START

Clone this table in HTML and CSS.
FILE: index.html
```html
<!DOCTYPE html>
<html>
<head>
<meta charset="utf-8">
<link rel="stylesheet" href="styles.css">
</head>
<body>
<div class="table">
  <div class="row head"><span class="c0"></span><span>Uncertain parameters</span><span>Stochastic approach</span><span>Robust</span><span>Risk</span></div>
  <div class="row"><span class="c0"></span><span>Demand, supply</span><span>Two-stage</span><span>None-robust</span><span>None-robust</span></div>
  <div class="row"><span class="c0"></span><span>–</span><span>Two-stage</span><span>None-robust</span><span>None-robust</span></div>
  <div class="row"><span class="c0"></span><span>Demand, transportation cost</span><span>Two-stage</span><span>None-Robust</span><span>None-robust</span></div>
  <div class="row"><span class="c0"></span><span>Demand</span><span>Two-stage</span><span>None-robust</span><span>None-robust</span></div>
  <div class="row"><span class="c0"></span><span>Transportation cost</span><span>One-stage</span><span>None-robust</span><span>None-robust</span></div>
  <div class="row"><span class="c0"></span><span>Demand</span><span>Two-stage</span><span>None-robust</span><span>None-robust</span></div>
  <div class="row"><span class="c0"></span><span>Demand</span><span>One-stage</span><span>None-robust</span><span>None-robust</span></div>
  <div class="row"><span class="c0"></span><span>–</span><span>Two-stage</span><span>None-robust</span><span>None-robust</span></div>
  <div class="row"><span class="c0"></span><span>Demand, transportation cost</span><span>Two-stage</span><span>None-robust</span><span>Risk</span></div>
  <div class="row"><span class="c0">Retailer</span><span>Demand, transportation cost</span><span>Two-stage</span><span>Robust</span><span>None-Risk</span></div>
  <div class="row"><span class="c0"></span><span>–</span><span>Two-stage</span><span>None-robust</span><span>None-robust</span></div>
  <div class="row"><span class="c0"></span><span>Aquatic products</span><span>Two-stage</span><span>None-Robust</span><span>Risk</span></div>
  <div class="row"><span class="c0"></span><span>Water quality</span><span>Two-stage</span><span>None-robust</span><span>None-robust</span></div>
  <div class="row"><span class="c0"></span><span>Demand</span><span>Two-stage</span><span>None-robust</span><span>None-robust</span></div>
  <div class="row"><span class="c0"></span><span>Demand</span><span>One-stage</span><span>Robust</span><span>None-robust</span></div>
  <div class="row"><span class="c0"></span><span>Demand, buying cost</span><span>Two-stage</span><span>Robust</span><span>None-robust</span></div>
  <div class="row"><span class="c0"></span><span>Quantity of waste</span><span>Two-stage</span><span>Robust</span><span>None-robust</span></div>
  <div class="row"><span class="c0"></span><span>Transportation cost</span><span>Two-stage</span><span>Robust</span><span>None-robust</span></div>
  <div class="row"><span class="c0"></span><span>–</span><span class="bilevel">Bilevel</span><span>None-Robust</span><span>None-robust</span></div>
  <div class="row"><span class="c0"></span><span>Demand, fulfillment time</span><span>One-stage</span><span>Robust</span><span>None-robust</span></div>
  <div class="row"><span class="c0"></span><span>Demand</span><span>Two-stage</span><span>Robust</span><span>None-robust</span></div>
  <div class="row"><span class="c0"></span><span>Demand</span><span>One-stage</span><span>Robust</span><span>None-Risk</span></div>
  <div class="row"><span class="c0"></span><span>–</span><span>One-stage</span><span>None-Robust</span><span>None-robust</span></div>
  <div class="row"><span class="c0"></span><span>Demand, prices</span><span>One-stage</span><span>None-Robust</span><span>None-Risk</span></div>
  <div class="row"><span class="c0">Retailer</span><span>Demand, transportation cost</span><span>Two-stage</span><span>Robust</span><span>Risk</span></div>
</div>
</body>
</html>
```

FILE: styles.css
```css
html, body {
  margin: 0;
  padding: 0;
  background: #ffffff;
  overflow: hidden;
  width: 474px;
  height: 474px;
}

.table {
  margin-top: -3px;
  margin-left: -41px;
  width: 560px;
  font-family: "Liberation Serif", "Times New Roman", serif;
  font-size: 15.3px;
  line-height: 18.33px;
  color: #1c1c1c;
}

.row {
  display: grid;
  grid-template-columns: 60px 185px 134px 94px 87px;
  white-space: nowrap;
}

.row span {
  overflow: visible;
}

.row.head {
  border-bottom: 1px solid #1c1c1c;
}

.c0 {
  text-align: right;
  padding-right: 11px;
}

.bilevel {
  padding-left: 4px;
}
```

END

- [AIM]: Report how many lines contain "table". Give nothing but the number.

- [WRITTEN ANSWER]: 3